Auch deutsche Politiker hegen offenbar Zweifel daran, dass Ankunftsstaaten wie Italien die Migranten nicht weiterhin durchwinken. Hierzulande werden deshalb ebenfalls Forderungen nach der Auslagerung von Asylverfahren in Drittländer laut. Die CDU-geführten Bundesländer hatten bei der Ministerpräsidentenkonferenz am Montag durchgesetzt, dass die Bundesregierung externe Asylverfahren prüft. Die Union denkt dabei auch explizit an das sogenannte "Ruanda-Modell". Als Vorbild dient Großbritannien, das plant, irregulär eingereiste Migranten ungeachtet ihrer Herkunft und ohne Prüfung festzusetzen, um sie anschließend für ihr Asylverfahren nach Ruanda auszufliegen. Auch Dänemark und Österreich fordern ein solches Modell für die EU.

Diese Idee wirft jedoch allerlei juristische Fragen auf, über die bereits Großbritannien stolperte. Ende Juni entschied ein britisches Berufungsgericht, dass Ruanda nicht genug Sicherheit für Asylbewerber biete. Die Richter kamen zu dem Schluss, dass die Mängel des Asylsystems in dem ostafrikanischen Land zu groß seien. Es bestehe ein Risiko, dass nach Ruanda abgeschobene Asylbewerber in ihre Heimatländer zurückgeschickt würden, wo ihnen unmenschliche Behandlung drohe. Nun soll das oberste Gericht, der Supreme Court, entscheiden.

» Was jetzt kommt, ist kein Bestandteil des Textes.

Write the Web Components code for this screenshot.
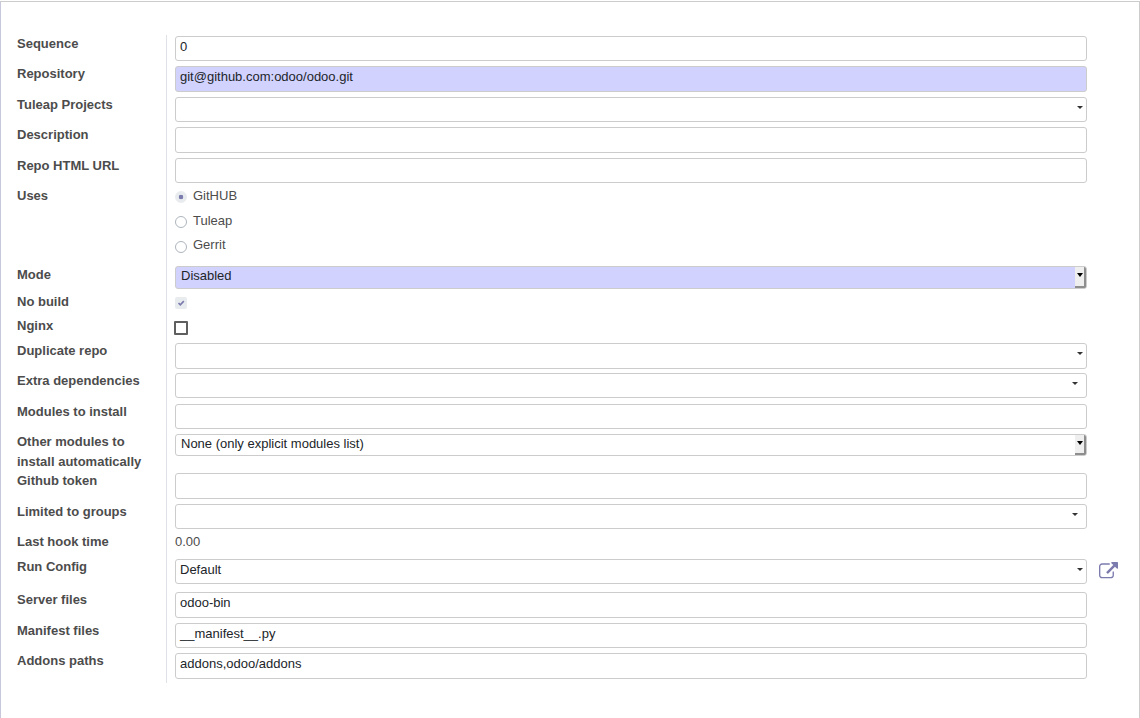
<!DOCTYPE html>
<html>
<head>
<meta charset="utf-8">
<style>
  html, body { margin: 0; height: 100%; background: #fff; }
  body { font: 13px/20px "Liberation Sans", Arial, sans-serif; color: #4c4c4c; overflow: hidden; }
</style>
</head>
<body>
<form-sheet>
  <form-row h="31" label="Sequence"><form-field value="0" style="height:25px"></form-field></form-row>
  <form-row h="30.5" label="Repository"><form-field value="git@github.com:odoo/odoo.git" required></form-field></form-row>
  <form-row h="30.5" label="Tuleap Projects"><form-field caret></form-field></form-row>
  <form-row h="30.5" label="Description"><form-field></form-field></form-row>
  <form-row h="30.5" label="Repo HTML URL"><form-field></form-field></form-row>
  <form-row h="78" label="Uses">
    <radio-group>
      <radio-item checked>GitHUB</radio-item>
      <radio-item>Tuleap</radio-item>
      <radio-item>Gerrit</radio-item>
    </radio-group>
  </form-row>
  <form-row h="30" label="Mode" lift="-1"><native-select value="Disabled" required></native-select></form-row>
  <form-row h="25" label="No build" lift="-4"><check-box checked disabled></check-box></form-row>
  <form-row h="22" label="Nginx" lift="-5"><check-box></check-box></form-row>
  <form-row h="30" label="Duplicate repo"><form-field caret></form-field></form-row>
  <form-row h="30.5" label="Extra dependencies"><form-field caret="far" style="height:25px"></form-field></form-row>
  <form-row h="30.5" label="Modules to install"><form-field style="height:25px"></form-field></form-row>
  <form-row h="39" label="Other modules to install automatically"><native-select value="None (only explicit modules list)" style="height:22px"></native-select></form-row>
  <form-row h="31" label="Github token"><form-field style="height:26px"></form-field></form-row>
  <form-row h="30" label="Limited to groups"><form-field caret="far" style="height:25px"></form-field></form-row>
  <form-row h="25" label="Last hook time"><plain-value>0.00</plain-value></form-row>
  <form-row h="33" label="Run Config"><form-field value="Default" caret style="height:25px"></form-field><link-icon></link-icon></form-row>
  <form-row h="31" label="Server files"><form-field value="odoo-bin" style="height:26px"></form-field></form-row>
  <form-row h="30" label="Manifest files"><form-field value="__manifest__.py" style="height:25px"></form-field></form-row>
  <form-row h="30" label="Addons paths"><form-field value="addons,odoo/addons" style="height:26px"></form-field></form-row>
</form-sheet>

<script>
class FormSheet extends HTMLElement {
  connectedCallback() {
    this.attachShadow({ mode: 'open' });
    this.shadowRoot.innerHTML = `
      <style>
        :host {
          display: block;
          box-sizing: border-box;
          height: 717px;
          margin-top: 1px;
          padding-top: 33px;
          border: 1px solid #ccc;
          border-left-color: #c8c8dc;
          border-bottom: 0;
        }
      </style>
      <slot></slot>`;
  }
}

class FormRow extends HTMLElement {
  connectedCallback() {
    const lift = this.getAttribute('lift') || -2;
    this.attachShadow({ mode: 'open' });
    this.shadowRoot.innerHTML = `
      <style>
        :host {
          display: grid;
          grid-template-columns: 165px 1fr;
          height: ${this.getAttribute('h')}px;
        }
        :host(:first-child) .value { padding-top: .5px; }
        :host(:first-child) .label { margin-top: -1.5px; }
        .label {
          padding-left: 16px;
          margin-top: ${lift}px;
          font-weight: bold;
          line-height: 20px;
          color: #4c4c4c;
          width: 132px;
        }
        .value {
          display: flex;
          align-items: flex-start;
          border-left: 1px solid #dee2e6;
          padding: 0 0 0 8px;
        }
      </style>
      <div class="label">${this.getAttribute('label')}</div>
      <div class="value"><slot></slot></div>`;
  }
}

class FormField extends HTMLElement {
  connectedCallback() {
    const value = this.getAttribute('value') || '';
    const caret = this.getAttribute('caret');
    this.attachShadow({ mode: 'open' });
    this.shadowRoot.innerHTML = `
      <style>
        :host {
          display: block;
          box-sizing: border-box;
          flex: none;
          width: 912px;
          height: 25.5px;
          padding: 0 4px;
          position: relative;
          border: 1px solid #ccc;
          border-radius: 3px;
          line-height: 19px;
          color: #212529;
          background: #fff;
        }
        :host([required]) { background: #d2d2ff; }
        .caret {
          position: absolute;
          top: 8px;
          right: ${caret === 'far' ? 8 : 3}px;
          border: 3px solid transparent;
          border-top: 3px solid #333;
          border-bottom: 0;
        }
      </style>
      ${value}
      ${caret !== null ? '<span class="caret"></span>' : ''}`;
  }
}

class NativeSelect extends HTMLElement {
  connectedCallback() {
    this.attachShadow({ mode: 'open' });
    this.shadowRoot.innerHTML = `
      <style>
        :host {
          display: flex;
          box-sizing: border-box;
          flex: none;
          width: 912px;
          height: 23px;
          border: 1px solid #ccc;
          border-radius: 3px;
          color: #212529;
          line-height: 18px;
          background: #fff;
          overflow: hidden;
        }
        :host([required]) { background: #d2d2ff; }
        .text { flex: 1; padding-left: 5px; }
        .button {
          box-sizing: border-box;
          width: 11px;
          display: flex;
          justify-content: center;
          padding-top: 6px;
          background: #efefef;
          border-right: 2px solid #8e8e8e;
          border-bottom: 2px solid #8e8e8e;
        }
        .arrow {
          width: 0; height: 0;
          border: 3.5px solid transparent;
          border-top: 4px solid #000;
          border-bottom: 0;
        }
      </style>
      <div class="text">${this.getAttribute('value')}</div>
      <div class="button"><span class="arrow"></span></div>`;
  }
}

class PlainValue extends HTMLElement {
  connectedCallback() {
    this.attachShadow({ mode: 'open' });
    this.shadowRoot.innerHTML = `
      <style>
        :host { display: block; margin-top: -2px; color: #4c4c4c; }
      </style>
      <slot></slot>`;
  }
}

class RadioGroup extends HTMLElement {
  connectedCallback() {
    this.attachShadow({ mode: 'open' });
    this.shadowRoot.innerHTML = `
      <style>
        :host { display: flex; flex-direction: column; gap: 4.5px; margin-top: -2px; }
      </style>
      <slot></slot>`;
  }
}

class RadioItem extends HTMLElement {
  connectedCallback() {
    this.attachShadow({ mode: 'open' });
    this.shadowRoot.innerHTML = `
      <style>
        :host { display: flex; align-items: flex-start; gap: 6px; line-height: 20px; color: #4c4c4c; }
        .dot {
          box-sizing: border-box;
          width: 12px; height: 12px;
          margin-top: 5px;
          border: 1px solid #adb5bd;
          border-radius: 50%;
          background: #fff;
        }
        :host(:last-child) .dot { margin-top: 6px; }
        :host([checked]) .dot {
          border-color: #e9ecef;
          background: radial-gradient(circle, #7c7bad 0 2px, #e9ecef 2.6px);
        }
      </style>
      <span class="dot"></span><slot></slot>`;
  }
}

class CheckBox extends HTMLElement {
  connectedCallback() {
    this.attachShadow({ mode: 'open' });
    this.shadowRoot.innerHTML = `
      <style>
        :host {
          display: block;
          box-sizing: border-box;
          width: 14px; height: 14px;
          margin-left: -1px;
          border: 2px solid #5f5f5f;
          border-radius: 1px;
          background: #fff;
        }
        :host([disabled]) {
          width: 12px; height: 12px;
          margin: 1px 0 0 0;
          border: 0;
          border-radius: 2px;
          background: #e9ecef;
        }
        svg { display: block; }
      </style>
      ${this.hasAttribute('checked') ? '<svg width="12" height="12" viewBox="0 0 12 12"><path d="M3.5 6l1.8 1.8L8.8 4.2" fill="none" stroke="#7c7bad" stroke-width="1.7"/></svg>' : ''}`;
  }
}

class LinkIcon extends HTMLElement {
  connectedCallback() {
    this.attachShadow({ mode: 'open' });
    this.shadowRoot.innerHTML = `
      <style>
        :host { display: block; margin: 3px 0 0 12px; width: 19px; height: 19px; }
        svg { display: block; }
      </style>
      <svg width="19" height="19" viewBox="0 0 1792 1792"><path fill="#7c7bad" d="M1408 928v320q0 119-84.5 203.5t-203.5 84.5h-832q-119 0-203.5-84.5t-84.5-203.5v-832q0-119 84.5-203.5t203.5-84.5h704q14 0 23 9t9 23v64q0 14-9 23t-23 9h-704q-66 0-113 47t-47 113v832q0 66 47 113t113 47h832q66 0 113-47t47-113v-320q0-14 9-23t23-9h64q14 0 23 9t9 23zm384-864v512q0 26-19 45t-45 19-45-19l-176-176-652 652q-10 10-23 10t-23-10l-114-114q-10-10-10-23t10-23l652-652-176-176q-19-19-19-45t19-45 45-19h512q26 0 45 19t19 45z"/></svg>`;
  }
}

customElements.define('form-sheet', FormSheet);
customElements.define('form-row', FormRow);
customElements.define('form-field', FormField);
customElements.define('native-select', NativeSelect);
customElements.define('plain-value', PlainValue);
customElements.define('radio-group', RadioGroup);
customElements.define('radio-item', RadioItem);
customElements.define('check-box', CheckBox);
customElements.define('link-icon', LinkIcon);
</script>
</body>
</html>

EU-Kommission hält an Migrationsabkommen mit Tunesien fest

Hendrik Wüst, Ministerpräsident von Nordrhein-Westfalen, schlug zudem vor, Asylverfahren in Staaten in Nordafrika auszulagern. Tatsächlich arbeitet die Kommission bereits an einem Migrationsabkommen mit Tunesien, das Flüchtlingsboote in ihrem Auftrag am Ablegen hindern soll. Doch auch hierbei gibt es Probleme. Tunesiens Präsident Kais Saied lehnte die von der EU-Kommission angekündigte Finanzhilfen in Millionenhöhe ab, die dem Land beim Kampf gegen irreguläre Migration helfen und dessen Haushalt stabilisieren sollen. Tunesien "nimmt nichts an, was Gnaden oder Almosen ähnelt", sagte Saied Anfang Oktober.

Das heißt allerdings noch nicht, dass das Abkommen vor dem Aus steht. Die Kommission treibt die Verhandlungen weiter voran, wie ein Sprecher auf Anfrage von ntv.de mitteilt. Kommissionspräsidentin Ursula von der Leyen verweist in einem Schreiben an die Staats- und Regierungschefs der EU, das ntv.de vorliegt, auf die notwendige Zusammenarbeit mit Tunesien und anderen Staaten, um Migrationsprobleme zu lösen. Als einen Beleg dafür, dass der Gesprächsfaden nach Tunis nicht abgebrochen ist, nennt von der Leyen die Lieferung von Ersatzteilen für die tunesische Küstenwache, mit denen "sechs Boote einsatzbereit gehalten werden".

Die Kommission setzt also weiter auf Tunesien, wenn es um das Abfangen von Flüchtlingen geht. Das bedeutet aber noch lange nicht, dass sie Asylverfahren in Drittstaaten befürwortet. So reagierte sie auf den Wunsch Österreichs, Asylbewerber nach Ruanda auszufliegen, mit Skepsis. Die Asylgesetze würden aktuell nur für Asylanfragen gelten, die auf europäischem Territorium gemacht wurden und nicht außerhalb, erklärte eine Sprecherin der Brüsseler Behörde laut dem ORF.